In Kerala, the nationalist impulse intertwined with the Communist movement, and women like A.V. Kuttimalu Amma rose to prominence. A social reformer and freedom fighter, Kuttimalu joined the Salt Satyagraha in Malabar, was imprisoned multiple times, and later served as the president of the Kerala Pradesh Congress Committee. Her activism demonstrated how women from matrilineal communities, which traditionally afforded greater autonomy, could translate their relative social power into political leadership.

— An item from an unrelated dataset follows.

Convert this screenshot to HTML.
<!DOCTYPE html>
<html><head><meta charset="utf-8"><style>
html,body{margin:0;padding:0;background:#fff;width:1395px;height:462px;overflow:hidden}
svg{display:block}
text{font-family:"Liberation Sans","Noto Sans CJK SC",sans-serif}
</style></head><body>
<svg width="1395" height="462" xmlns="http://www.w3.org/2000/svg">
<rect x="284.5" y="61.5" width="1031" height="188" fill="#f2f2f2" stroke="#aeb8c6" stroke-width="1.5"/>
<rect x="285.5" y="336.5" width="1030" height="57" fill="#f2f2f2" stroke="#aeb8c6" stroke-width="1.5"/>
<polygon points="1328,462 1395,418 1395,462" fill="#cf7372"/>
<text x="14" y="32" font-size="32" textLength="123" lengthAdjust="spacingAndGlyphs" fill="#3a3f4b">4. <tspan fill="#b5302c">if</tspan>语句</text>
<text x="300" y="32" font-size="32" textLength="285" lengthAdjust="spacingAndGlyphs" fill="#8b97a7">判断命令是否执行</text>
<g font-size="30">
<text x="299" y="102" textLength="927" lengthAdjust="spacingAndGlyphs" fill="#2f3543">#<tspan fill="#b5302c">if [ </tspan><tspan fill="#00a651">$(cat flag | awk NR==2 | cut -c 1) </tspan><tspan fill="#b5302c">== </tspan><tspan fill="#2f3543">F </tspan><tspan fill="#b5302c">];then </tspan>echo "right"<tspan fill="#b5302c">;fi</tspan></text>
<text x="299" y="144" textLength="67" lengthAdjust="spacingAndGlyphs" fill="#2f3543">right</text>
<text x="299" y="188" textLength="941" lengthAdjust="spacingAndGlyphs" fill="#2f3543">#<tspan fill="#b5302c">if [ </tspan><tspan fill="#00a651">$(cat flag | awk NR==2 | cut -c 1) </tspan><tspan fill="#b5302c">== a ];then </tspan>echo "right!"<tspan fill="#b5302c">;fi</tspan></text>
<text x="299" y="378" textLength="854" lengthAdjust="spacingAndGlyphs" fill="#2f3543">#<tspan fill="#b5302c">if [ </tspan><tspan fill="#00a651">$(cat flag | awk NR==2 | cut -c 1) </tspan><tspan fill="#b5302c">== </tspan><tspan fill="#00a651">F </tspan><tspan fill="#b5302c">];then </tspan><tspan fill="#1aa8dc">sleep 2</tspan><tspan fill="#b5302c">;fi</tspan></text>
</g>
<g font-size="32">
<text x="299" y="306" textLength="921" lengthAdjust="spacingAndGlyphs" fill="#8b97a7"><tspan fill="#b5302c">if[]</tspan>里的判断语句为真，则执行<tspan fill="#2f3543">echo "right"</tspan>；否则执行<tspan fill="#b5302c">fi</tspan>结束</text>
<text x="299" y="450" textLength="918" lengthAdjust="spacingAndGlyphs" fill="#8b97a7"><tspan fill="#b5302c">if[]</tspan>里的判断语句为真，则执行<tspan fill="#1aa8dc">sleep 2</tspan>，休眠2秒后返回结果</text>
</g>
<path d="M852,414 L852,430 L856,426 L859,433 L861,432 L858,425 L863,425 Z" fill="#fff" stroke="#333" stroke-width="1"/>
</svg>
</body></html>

The princely states presented a different arena. Women’s participation in the Praja Mandal movements against autocratic princes—such as in Jaipur, Hyderabad, and Travancore—often involved local grievances over taxation and civil rights, yet they framed these struggles within the larger narrative of Indian independence. In Mysore, women like Kamalamma represented the Congress in the state legislature well before independence, using legislative platforms to expose both colonial and feudal injustices. This regional mosaic reveals that there was no single “women’s role” but a multiplicity of engagements that collectively enriched the national movement.
Legacy and Impact on Post-Independence India
The legacy of women’s involvement in the freedom struggle extended far beyond 1947. The constitutional commitments to equality, non-discrimination, and universal adult franchise were in no small measure informed by the millions of women who had demonstrated their political maturity during the fight for independence. Many of the women who led the movement transitioned into post-colonial institution-building: Vijaya Lakshmi Pandit became the first woman president of the UN General Assembly; Sucheta Kriplani served as India’s first woman Chief Minister; and countless others took up roles in local panchayats, trade unions, and educational institutions.
The constitutional guarantee of equal rights was championed in the Constituent Assembly by women like Rajkumari Amrit Kaur and Hansa Mehta, who explicitly invoked the sacrifices of women freedom fighters to demand robust legal protections. The social reform movements that had germinated in the freedom struggle—against child marriage, dowry, and caste discrimination—continued in the independent nation, often led by the same networks that had mobilized women for satyagraha. However, the translation of political equality into substantive social change remained uneven. The patriarchal structures that women had challenged during the movement did not vanish with independence; they adapted, creating persistent gaps in literacy, workforce participation, and political representation.
Yet the memory and historiography of women’s role in the freedom struggle became a powerful cultural resource. Biographies of figures such as Rani Gaidinliu and Matangini Hazra are now part of school curricula, ensuring that the female face of resistance is not forgotten. The stories of mass women’s participation continue to inspire contemporary feminist movements, demonstrating that the personal and the political have always been intertwined in India’s quest for justice. The freedom struggle gave women a vocabulary of rights, an experience of collective action, and a claim on the nation that no subsequent political force could entirely erase.
Understanding the role of women in the Indian National Movement is not merely an exercise in historical recovery. It is a lens through which we see the making of modern Indian democracy—one that was forged not only in legislative chambers but in the streets, prisons, and homes where women risked everything for the elusive promise of freedom. Their courage, resilience, and organizational genius reshaped the character of the anti-colonial struggle and left an indelible imprint on the nation that emerged from the ashes of empire.